I am unhealthily fascinated by politics. It is an interest that is, I’m sure, condemned as bizarre and distasteful by the mainstream. Politics is, for so many, something which interrupts the normal rhythm of life every few years, an unpleasant diversion that takes the form of occasional rolling of the eyes and yelling at the television.
Yes, I roll my eyes and yell at the television. But I am entranced by the candidates, the factionalism, the name-calling, the outright lies, the idealism, the voting patterns, the shameless pandering to progressive and conservative alike, the issues that make the rusted-on and swinging voters tick, the appeals to common sense and decency from the most tawdry and inane, and – most importantly of all, for me – the complicated and seemingly nonsensical structures and traditions that accrete over centuries.

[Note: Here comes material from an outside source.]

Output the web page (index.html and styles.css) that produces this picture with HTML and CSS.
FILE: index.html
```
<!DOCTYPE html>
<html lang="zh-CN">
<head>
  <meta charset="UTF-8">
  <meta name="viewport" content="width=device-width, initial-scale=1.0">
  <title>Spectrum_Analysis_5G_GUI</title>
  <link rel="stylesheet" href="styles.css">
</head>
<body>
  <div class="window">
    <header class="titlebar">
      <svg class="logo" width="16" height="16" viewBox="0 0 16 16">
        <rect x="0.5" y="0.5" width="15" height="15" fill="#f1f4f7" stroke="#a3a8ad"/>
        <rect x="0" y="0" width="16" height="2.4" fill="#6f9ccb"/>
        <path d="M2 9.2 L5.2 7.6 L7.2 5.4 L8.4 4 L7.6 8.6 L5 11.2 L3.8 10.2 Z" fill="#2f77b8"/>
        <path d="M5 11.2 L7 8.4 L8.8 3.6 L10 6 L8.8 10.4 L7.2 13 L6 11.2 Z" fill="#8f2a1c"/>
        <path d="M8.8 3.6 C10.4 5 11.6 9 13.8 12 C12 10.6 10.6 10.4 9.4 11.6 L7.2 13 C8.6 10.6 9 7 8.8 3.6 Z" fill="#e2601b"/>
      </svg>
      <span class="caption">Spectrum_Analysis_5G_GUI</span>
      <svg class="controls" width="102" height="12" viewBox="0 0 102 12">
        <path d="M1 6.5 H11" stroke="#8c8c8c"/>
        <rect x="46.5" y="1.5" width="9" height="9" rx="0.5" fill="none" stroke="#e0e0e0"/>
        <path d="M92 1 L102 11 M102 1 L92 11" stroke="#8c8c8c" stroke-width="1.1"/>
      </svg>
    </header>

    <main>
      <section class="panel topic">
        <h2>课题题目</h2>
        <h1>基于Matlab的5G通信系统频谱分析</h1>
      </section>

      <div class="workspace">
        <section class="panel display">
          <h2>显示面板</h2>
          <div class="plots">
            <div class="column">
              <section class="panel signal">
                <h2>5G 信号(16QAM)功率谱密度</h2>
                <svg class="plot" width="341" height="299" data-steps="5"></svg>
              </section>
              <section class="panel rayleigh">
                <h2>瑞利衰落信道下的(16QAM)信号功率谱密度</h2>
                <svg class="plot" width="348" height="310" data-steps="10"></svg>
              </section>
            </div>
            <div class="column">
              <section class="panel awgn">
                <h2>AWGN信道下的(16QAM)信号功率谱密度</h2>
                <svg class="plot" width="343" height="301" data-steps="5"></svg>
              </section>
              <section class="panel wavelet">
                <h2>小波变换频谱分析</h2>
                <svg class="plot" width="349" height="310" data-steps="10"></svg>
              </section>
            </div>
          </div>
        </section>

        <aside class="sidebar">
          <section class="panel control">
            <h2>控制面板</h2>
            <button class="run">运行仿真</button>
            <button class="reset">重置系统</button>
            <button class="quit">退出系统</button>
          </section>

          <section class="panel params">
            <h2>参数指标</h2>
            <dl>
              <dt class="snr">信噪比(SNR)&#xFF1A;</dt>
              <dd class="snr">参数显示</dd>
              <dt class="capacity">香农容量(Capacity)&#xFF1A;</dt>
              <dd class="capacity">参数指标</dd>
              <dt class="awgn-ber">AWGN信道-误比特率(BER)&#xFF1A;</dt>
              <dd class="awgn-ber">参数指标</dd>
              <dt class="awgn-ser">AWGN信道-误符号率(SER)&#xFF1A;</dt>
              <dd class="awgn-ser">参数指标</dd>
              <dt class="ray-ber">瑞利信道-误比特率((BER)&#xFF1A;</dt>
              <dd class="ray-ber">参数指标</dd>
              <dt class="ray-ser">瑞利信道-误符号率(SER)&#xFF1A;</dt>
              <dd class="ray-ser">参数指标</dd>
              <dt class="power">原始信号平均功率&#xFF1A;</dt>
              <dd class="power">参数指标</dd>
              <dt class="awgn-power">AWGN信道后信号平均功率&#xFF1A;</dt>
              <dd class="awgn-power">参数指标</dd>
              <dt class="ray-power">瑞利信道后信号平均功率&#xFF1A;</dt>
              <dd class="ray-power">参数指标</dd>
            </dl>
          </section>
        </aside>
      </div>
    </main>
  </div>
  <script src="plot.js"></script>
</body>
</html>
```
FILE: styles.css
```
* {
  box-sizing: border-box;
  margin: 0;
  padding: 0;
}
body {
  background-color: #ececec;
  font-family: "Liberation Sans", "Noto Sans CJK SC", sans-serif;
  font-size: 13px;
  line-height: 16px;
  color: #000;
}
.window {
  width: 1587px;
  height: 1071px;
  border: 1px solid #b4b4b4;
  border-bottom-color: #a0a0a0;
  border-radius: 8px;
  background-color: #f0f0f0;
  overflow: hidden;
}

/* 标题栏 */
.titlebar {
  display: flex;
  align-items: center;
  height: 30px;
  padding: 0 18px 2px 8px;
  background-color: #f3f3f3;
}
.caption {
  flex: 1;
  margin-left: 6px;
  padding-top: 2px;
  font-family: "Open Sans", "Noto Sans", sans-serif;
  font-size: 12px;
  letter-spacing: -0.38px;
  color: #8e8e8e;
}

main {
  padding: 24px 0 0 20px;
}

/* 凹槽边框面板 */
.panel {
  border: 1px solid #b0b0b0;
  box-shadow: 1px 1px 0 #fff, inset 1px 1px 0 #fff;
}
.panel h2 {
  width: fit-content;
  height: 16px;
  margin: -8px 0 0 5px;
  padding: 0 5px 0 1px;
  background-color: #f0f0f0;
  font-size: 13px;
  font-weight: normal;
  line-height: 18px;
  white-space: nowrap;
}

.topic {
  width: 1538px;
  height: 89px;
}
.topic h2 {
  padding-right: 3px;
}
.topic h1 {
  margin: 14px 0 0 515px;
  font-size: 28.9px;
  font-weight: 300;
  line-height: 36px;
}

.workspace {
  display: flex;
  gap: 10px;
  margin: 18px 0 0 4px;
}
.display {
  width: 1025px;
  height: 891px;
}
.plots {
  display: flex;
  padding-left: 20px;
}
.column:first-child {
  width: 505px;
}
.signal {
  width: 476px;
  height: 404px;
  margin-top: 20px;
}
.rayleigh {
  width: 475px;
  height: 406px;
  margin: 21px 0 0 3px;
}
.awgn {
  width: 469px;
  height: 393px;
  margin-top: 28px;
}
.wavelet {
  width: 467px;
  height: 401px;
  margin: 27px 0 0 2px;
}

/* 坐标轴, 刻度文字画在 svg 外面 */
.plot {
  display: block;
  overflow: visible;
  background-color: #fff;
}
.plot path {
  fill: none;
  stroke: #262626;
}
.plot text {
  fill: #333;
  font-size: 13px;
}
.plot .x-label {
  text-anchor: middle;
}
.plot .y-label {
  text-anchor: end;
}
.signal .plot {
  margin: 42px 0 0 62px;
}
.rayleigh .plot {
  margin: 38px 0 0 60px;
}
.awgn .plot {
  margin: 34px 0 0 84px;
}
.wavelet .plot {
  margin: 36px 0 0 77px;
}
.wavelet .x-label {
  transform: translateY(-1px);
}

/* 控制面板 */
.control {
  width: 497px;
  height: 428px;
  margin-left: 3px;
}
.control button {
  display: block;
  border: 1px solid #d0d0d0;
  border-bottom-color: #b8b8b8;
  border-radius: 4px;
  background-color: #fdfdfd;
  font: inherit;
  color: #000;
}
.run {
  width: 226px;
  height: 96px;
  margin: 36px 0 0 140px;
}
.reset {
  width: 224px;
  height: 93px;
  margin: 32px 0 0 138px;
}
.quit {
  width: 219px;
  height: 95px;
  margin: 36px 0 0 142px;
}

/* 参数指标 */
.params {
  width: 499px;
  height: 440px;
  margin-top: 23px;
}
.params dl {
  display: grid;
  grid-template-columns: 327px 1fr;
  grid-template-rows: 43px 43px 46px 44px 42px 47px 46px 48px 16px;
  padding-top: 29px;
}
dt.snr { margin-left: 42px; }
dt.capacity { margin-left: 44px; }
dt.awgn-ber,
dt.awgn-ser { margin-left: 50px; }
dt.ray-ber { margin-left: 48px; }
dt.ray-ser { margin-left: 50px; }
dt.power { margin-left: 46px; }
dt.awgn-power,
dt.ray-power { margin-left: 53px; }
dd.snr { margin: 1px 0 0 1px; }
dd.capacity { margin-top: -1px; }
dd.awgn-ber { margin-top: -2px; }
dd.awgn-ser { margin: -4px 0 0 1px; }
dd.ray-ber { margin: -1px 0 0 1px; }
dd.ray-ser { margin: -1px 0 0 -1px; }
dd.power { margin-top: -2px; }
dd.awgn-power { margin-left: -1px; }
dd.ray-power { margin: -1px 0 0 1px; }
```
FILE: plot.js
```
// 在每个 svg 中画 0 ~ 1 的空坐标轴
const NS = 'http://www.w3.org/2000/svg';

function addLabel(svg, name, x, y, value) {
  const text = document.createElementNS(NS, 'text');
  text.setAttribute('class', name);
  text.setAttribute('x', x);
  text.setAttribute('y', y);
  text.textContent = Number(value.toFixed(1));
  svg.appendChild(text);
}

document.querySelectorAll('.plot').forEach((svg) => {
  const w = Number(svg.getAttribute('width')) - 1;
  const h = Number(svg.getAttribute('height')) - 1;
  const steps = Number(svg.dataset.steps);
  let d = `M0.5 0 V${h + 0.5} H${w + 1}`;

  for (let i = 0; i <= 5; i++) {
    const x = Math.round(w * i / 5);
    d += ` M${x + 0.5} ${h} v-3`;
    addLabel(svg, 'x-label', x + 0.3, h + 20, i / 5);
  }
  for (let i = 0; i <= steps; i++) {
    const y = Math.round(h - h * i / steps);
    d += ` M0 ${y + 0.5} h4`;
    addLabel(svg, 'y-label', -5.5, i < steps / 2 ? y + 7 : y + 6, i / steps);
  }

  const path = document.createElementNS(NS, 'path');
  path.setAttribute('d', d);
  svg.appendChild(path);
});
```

I also try to keep up with the trends outside my own region and country, and can happily wax lyrical on the Westminster system, bicameral systems, 1PP versus alternative voting, direct versus indirect elections, psephology and.. well, yes, it’s not healthy, I know.
(My wife is very forgiving, particularly when she asks a quick question about something she saw on the news and I launch into a ten-minute explanation that involves the Magna Carta, a working knowledge of the French Revolution, and quite possibly a whiteboard.)

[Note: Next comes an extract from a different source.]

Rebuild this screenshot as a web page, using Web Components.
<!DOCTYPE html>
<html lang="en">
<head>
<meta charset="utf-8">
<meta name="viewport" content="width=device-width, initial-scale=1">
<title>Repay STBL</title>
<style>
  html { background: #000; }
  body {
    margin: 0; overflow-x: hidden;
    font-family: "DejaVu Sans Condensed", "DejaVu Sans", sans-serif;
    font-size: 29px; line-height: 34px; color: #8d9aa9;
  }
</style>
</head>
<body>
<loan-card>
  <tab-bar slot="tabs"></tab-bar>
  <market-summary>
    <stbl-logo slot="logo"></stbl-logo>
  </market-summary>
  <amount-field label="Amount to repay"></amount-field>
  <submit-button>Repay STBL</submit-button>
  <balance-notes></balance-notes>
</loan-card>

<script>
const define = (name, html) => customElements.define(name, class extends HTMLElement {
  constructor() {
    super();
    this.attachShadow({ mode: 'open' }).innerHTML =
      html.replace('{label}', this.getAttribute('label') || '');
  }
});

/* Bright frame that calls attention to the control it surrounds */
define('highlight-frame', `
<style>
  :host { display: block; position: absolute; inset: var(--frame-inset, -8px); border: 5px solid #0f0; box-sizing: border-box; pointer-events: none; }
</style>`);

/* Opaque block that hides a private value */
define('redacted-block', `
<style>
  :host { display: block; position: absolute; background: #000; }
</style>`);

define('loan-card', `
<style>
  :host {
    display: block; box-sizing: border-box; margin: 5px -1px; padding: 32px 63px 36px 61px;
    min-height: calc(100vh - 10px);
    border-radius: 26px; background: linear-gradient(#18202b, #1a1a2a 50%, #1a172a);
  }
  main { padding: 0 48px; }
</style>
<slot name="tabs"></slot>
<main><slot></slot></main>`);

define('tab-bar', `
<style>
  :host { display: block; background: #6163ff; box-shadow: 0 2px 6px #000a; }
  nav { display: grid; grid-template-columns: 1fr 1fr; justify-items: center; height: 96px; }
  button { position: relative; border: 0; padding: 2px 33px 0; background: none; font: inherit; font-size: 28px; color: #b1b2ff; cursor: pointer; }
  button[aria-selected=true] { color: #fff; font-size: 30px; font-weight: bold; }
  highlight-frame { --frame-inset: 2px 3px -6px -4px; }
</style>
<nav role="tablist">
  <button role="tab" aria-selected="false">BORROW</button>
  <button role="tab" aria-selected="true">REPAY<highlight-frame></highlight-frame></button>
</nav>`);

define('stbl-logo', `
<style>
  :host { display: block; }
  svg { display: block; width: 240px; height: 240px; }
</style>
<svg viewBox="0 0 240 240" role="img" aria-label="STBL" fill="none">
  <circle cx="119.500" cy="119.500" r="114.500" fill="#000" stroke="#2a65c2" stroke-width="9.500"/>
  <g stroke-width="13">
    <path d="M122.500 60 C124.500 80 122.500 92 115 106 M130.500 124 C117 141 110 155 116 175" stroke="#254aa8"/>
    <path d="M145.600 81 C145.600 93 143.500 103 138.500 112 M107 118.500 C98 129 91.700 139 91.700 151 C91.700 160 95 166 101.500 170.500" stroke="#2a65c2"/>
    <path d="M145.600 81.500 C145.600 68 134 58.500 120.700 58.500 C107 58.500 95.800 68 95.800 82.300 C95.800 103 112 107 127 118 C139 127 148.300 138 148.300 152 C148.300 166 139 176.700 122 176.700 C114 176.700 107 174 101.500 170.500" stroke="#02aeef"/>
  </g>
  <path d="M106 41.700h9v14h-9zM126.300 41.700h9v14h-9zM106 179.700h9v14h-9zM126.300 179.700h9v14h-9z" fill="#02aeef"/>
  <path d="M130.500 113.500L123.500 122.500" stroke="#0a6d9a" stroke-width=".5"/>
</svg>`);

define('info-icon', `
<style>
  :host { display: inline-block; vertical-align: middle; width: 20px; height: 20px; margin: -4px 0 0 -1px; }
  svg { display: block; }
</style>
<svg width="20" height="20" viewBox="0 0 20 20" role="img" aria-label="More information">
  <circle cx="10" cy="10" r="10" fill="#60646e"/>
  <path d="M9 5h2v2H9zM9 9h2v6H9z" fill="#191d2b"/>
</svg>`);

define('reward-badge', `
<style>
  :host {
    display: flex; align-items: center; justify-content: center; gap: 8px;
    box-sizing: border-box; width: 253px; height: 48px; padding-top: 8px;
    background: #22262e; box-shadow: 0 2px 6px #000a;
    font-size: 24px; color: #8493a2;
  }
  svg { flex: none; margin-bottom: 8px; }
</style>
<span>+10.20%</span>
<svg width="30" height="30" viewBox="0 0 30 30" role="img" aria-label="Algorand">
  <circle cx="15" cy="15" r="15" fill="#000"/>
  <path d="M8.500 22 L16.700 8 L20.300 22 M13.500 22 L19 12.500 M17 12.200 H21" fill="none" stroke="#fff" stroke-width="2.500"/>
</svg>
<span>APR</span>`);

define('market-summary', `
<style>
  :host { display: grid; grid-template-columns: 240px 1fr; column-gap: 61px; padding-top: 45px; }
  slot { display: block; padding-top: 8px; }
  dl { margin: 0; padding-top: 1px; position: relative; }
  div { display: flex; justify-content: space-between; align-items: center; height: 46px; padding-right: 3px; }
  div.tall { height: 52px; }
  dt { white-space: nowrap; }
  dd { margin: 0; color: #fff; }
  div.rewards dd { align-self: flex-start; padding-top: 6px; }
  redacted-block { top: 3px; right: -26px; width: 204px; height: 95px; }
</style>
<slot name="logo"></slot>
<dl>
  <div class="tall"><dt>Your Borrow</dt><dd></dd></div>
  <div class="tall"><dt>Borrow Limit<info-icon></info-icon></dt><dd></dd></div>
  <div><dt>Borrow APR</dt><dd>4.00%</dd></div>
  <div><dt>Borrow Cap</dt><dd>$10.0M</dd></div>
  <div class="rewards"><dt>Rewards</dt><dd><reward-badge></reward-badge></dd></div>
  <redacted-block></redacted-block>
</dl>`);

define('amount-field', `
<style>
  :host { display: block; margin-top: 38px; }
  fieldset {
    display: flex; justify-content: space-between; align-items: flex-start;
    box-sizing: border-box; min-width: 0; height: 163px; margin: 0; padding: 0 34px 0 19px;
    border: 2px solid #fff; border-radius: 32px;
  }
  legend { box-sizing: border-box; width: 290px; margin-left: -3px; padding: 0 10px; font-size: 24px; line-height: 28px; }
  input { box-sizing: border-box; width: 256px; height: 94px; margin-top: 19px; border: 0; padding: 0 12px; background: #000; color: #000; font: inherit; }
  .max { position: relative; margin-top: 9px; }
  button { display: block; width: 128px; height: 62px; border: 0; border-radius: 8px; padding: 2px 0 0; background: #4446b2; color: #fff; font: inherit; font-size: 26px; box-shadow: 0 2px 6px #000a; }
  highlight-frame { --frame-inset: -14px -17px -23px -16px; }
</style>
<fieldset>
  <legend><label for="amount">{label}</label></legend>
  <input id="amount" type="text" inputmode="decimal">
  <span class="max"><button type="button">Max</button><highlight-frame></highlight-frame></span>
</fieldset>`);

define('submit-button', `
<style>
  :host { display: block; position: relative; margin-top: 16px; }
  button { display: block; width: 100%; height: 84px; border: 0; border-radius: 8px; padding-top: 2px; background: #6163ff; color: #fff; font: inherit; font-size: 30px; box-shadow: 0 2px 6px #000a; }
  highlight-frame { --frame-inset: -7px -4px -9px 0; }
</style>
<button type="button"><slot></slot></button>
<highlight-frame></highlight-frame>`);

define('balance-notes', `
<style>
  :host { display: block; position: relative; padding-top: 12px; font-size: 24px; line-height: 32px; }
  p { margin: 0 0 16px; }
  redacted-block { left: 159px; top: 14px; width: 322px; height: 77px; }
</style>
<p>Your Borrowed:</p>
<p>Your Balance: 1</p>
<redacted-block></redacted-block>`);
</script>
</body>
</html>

Politics is, at it’s heart, an ugly, gruesome business that represents both the best and worst of humanity all at once. It has also always been this way. To whit, I heartily encourage any who share my interest to read this article from the Nov. ’10 edition of Quadrant Online.
In it, we learn that the traditions that New South Wales’ parliamentary system is built upon include physical bullying, unspeakably vile language, taking advantage of sleeping foes and furniture-smashing. Which is, for those of you who know anything about New South Wales’ current political landscape, absolutely no surprise whatsoever.